Project Type Eligible Basis Applicable Fraction Credit Rate Annual Credit Allocation
9% New Construction $15,000,000 0.85 9.0% $1,147,500
4% Acquisition/Rehab $22,000,000 0.78 4.1% $703,560
Mixed-Income Income Averaging $18,500,000 0.65 7.0% $840,875

These benchmarks demonstrate how different capital stacks translate into annual credit flows. A 9 percent new construction project yields the largest credit allocation because the applicable fraction and credit rate are both high. The acquisition/rehab deal produces a smaller annual credit, but those projects often rely on state subsidies to bridge the gap. When underwriting, be sure to confirm whether any local soft loan requires additional rent restrictions beyond the federal requirements. It is common for state housing agencies to impose deeper affordability on at least 10 percent of units, which may change the qualified fraction and the rent limits used in the calculator.

Advanced Considerations

In addition to federal requirements, many states layer on green building standards, supportive housing mandates, or partnership agreements with public housing authorities. Each of these addenda affects the feasible rent. For example, if a property participates in a project-based voucher program, the housing authority can set contract rents above LIHTC caps, but only the voucher-covered portion counts toward the rent limits. Conversely, if a property receives grant funding from a community development block grant, the units tied to that grant might have lower rent caps even though the rest of the building follows LIHTC rules. Asset managers therefore need a tiered spreadsheet that can isolate each funding source. Our calculator supports this logic by letting users adjust the qualified percentage, credit rate, reserve requirement, and inflation assumption. Combining those inputs with AMI and rent burden parameters produces a fast preview of annual credit value, tenant savings, and regional stress tests.

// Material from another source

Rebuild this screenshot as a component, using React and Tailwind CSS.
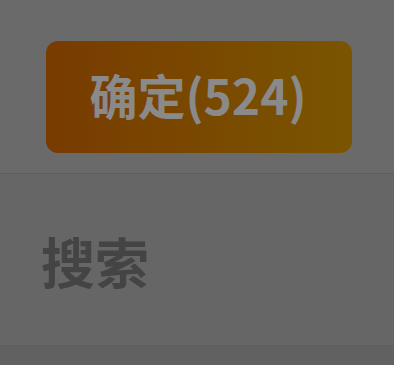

Monitoring Compliance over the Asset Lifecycle

Properties remain under compliance for at least 15 years, with most states imposing an extended-use period of another 15 years. During this time, rents must be recalculated annually, tenant files must be recertified, and any noncompliance can lead to credit recapture by the IRS. According to the IRS revenue rulings, noncompliance corrections must be reported via Form 8823. Therefore, meticulous rent calculators and automated dashboards are no longer luxuries; they are mandatory tools for safeguarding credits. Auditors will examine whether the property used the correct income limits for the year, whether utility allowances were substantiated, and whether rent concessions were uniformly applied. By documenting each year’s calculations and storing the outputs, owners can prove they remained in compliance even if staff turnover occurs.

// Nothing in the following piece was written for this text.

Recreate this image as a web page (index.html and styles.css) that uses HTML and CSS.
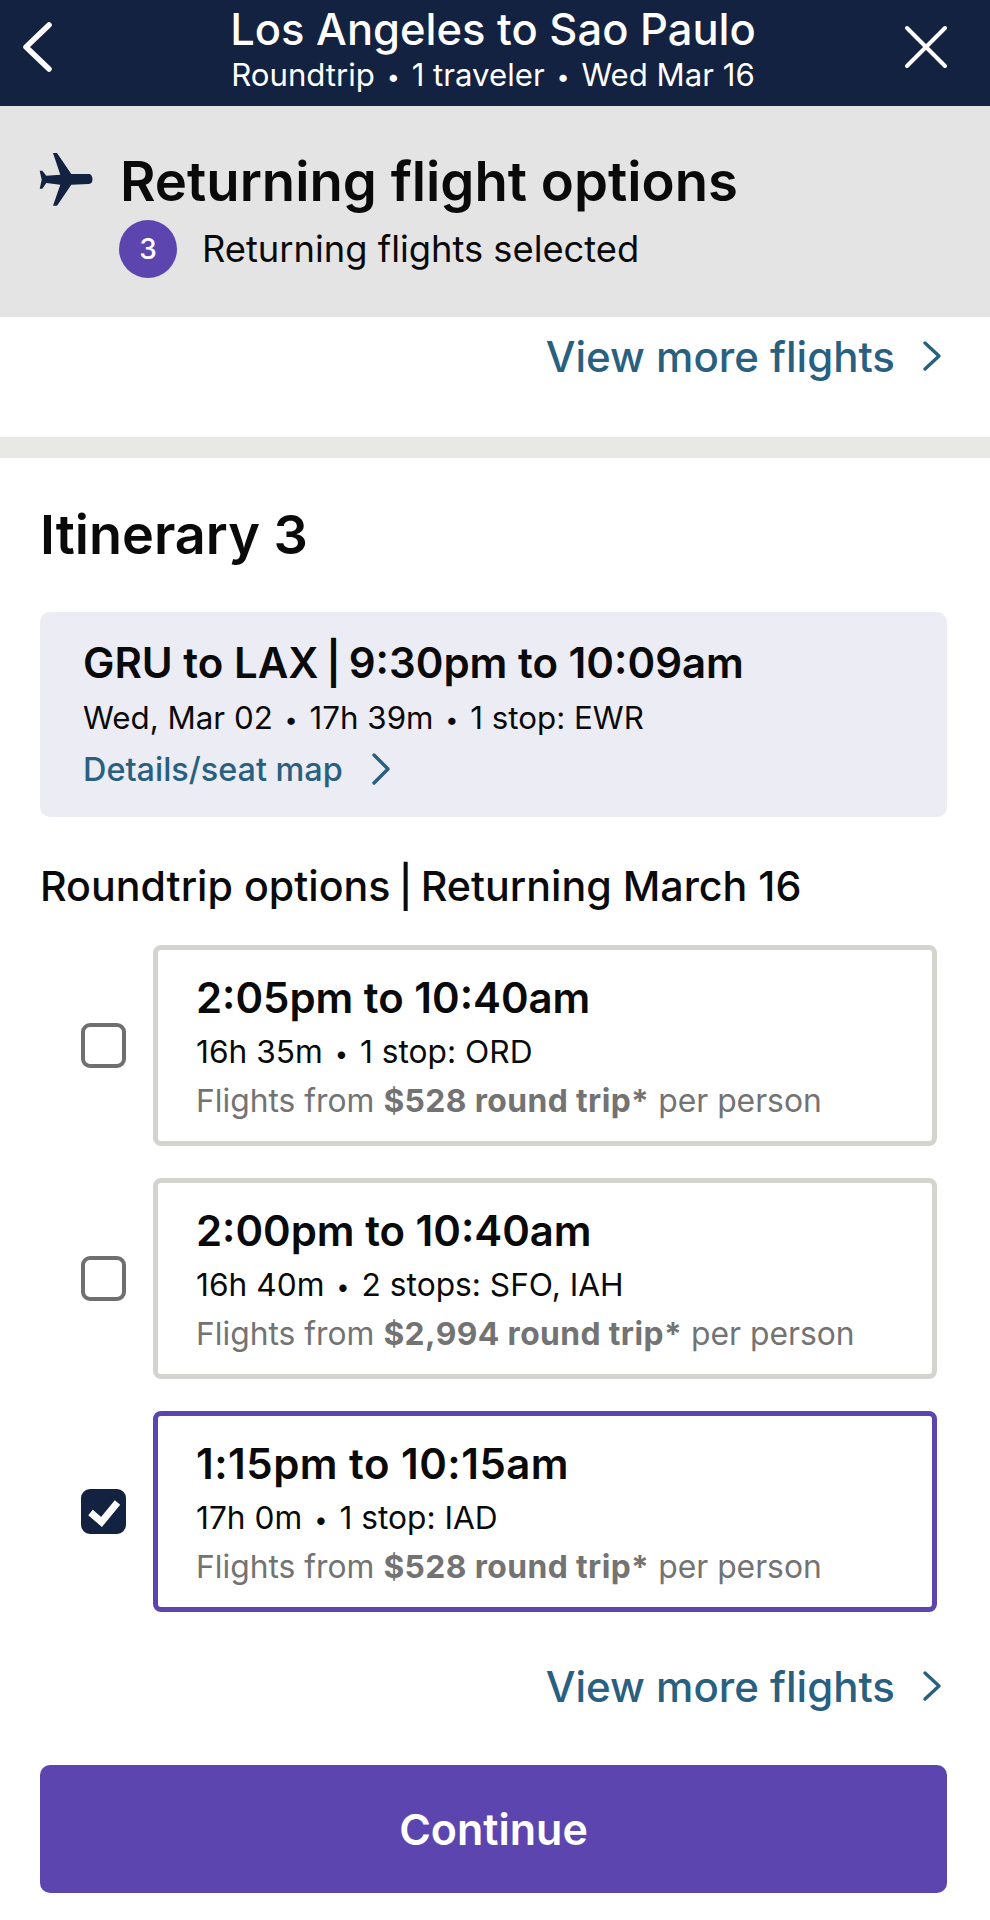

Practical Strategies for Accurate Calculations

  • Automate data pulls: Use APIs or scheduled downloads from HUD’s income limit database to update the AMI figures each year.
  • Cross-check utility allowances: Coordinate with local housing authorities to ensure the utility schedule matches the property’s building type.
  • Simulate multiple scenarios: Test different inflation rates, reserve increases, and occupancy assumptions to understand revenue volatility.
  • Coordinate with investors: Share the calculation output with equity partners so that capital calls and distributions align with actual rent performance.
  • Integrate compliance calendar: Tie rent recalculations to the annual recertification cycle to avoid missing deadlines.

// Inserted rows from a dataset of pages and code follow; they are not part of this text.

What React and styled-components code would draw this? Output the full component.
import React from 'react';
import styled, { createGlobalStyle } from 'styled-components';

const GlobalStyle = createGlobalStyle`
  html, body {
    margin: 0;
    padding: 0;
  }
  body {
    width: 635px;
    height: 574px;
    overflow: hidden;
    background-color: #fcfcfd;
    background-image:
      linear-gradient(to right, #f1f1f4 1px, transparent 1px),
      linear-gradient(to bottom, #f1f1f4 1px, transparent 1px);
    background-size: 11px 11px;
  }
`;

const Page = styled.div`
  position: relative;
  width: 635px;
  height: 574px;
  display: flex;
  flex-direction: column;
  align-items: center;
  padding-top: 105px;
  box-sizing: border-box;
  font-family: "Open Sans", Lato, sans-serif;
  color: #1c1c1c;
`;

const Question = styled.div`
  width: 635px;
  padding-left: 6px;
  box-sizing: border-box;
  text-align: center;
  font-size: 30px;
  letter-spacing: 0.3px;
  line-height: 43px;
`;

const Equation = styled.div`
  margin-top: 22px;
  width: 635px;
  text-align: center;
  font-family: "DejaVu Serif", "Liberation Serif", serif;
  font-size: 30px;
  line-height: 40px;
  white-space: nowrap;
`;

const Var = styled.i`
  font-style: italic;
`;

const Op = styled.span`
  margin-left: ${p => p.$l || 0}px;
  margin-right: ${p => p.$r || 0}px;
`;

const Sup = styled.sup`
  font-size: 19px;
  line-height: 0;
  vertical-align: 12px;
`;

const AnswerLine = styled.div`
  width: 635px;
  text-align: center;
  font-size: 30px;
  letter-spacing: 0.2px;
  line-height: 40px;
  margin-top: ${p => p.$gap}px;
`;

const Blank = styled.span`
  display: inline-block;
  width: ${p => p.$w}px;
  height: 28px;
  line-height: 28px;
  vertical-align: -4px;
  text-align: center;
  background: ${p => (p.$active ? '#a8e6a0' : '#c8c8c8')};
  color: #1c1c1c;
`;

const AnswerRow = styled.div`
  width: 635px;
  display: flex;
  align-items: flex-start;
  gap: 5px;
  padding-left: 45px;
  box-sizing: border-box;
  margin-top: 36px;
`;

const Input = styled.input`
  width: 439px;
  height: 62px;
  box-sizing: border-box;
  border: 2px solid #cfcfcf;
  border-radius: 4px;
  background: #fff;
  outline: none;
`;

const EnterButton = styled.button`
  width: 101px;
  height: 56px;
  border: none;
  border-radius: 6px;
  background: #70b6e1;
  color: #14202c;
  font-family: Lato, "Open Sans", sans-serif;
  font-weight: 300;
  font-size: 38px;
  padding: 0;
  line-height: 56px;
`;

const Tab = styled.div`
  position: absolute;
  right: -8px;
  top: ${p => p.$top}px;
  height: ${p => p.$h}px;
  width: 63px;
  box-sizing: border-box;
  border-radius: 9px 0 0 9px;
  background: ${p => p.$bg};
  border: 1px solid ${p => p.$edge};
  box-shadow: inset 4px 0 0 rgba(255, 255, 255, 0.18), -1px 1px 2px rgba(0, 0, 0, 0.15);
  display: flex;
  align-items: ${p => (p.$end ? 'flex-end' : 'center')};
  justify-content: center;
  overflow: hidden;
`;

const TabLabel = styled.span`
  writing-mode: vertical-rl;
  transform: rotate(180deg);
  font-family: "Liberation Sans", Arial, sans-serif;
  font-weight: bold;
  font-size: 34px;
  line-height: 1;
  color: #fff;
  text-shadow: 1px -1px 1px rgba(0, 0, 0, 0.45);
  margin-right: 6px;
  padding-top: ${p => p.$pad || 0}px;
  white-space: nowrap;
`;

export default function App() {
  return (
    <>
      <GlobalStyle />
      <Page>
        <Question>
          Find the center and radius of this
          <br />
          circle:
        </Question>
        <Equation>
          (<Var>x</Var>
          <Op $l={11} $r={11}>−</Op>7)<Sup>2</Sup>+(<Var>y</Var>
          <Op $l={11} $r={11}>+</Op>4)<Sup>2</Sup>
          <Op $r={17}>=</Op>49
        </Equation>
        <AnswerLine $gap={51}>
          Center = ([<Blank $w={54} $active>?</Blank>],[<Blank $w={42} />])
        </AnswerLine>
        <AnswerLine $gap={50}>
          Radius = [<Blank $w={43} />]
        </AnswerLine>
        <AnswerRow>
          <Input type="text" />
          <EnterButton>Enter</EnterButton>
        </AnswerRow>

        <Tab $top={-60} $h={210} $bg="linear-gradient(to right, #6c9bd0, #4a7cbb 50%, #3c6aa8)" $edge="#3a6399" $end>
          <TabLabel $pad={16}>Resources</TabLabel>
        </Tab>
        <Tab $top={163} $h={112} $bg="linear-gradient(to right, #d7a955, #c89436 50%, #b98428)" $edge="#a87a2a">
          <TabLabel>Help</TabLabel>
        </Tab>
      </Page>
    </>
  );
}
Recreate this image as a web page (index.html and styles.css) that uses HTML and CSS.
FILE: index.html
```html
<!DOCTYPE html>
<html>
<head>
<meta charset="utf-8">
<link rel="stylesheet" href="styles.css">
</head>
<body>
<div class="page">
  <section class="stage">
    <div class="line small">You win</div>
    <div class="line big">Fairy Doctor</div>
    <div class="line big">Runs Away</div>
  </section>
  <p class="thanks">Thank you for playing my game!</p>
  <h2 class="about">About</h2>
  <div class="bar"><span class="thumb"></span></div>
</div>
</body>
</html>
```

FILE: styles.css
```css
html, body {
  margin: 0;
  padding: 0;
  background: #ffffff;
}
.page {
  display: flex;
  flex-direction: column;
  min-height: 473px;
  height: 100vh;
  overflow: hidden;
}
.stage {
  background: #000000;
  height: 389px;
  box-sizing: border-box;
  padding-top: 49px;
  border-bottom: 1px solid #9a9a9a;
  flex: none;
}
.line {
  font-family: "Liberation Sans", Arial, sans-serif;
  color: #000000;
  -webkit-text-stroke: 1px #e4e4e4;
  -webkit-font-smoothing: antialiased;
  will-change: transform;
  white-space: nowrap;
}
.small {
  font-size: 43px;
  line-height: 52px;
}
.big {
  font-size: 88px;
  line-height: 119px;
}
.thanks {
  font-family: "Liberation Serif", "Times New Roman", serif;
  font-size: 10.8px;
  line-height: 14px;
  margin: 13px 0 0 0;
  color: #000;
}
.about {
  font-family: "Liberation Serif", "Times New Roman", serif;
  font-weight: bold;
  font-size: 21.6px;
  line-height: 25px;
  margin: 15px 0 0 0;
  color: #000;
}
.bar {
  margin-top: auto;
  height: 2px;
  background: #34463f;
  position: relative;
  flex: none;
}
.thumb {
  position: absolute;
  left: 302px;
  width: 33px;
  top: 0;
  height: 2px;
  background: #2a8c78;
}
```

Case Study: Midwestern LIHTC Portfolio

A midwestern nonprofit recently refinanced a 120-unit portfolio covering both urban and rural communities. The portfolio’s weighted average AMI limit was 51 percent, but utility allowances varied by as much as $45 per unit. By feeding each property’s numbers into a structured calculator, the nonprofit discovered that rural markets, although commanding lower rents, also had lower utility deductions, allowing them to reinvest more of the reserve savings. The analysis prompted the nonprofit to allocate additional tenant services funding to the urban properties, which had higher operating costs and therefore thinner margins. Because the calculator presented both the annual tax credit value and the projected tenant savings, the asset managers could justify to their board why the urban properties needed extra soft funding.

Importance of Transparent Communication

Tenants frequently ask how their rent was determined, and transparent communication can prevent misunderstandings. By explaining that rents are pegged to HUD income limits and that property managers recalculate every year, residents gain confidence in the fairness of the process. Some owners now provide a one-page rent summary showing the AMI tier, utility allowance, and credit compliance statement. Including a reference to the HUD income limit dataset reassures tenants that the numbers originate from an authoritative source. In addition, proactive outreach helps tenants report income changes promptly, which is vital for maintaining the building’s qualified fraction.

Conclusion

Tax credit rent calculations may appear complex, but breaking them into discrete steps—income limits, rent burden, utility adjustments, qualified fractions, credit rates, and reserve requirements—allows stakeholders to navigate compliance with confidence. The integration of premium calculators, thorough documentation, and regular audits ensures that properties continue delivering affordability while satisfying investor expectations. As inflation, energy costs, and regulatory frameworks evolve, continual recalibration remains essential. By following the best practices outlined above, housing professionals can align policy mandates with sustainable operations and provide clear, predictable rents to the households who rely on these critical affordable housing assets.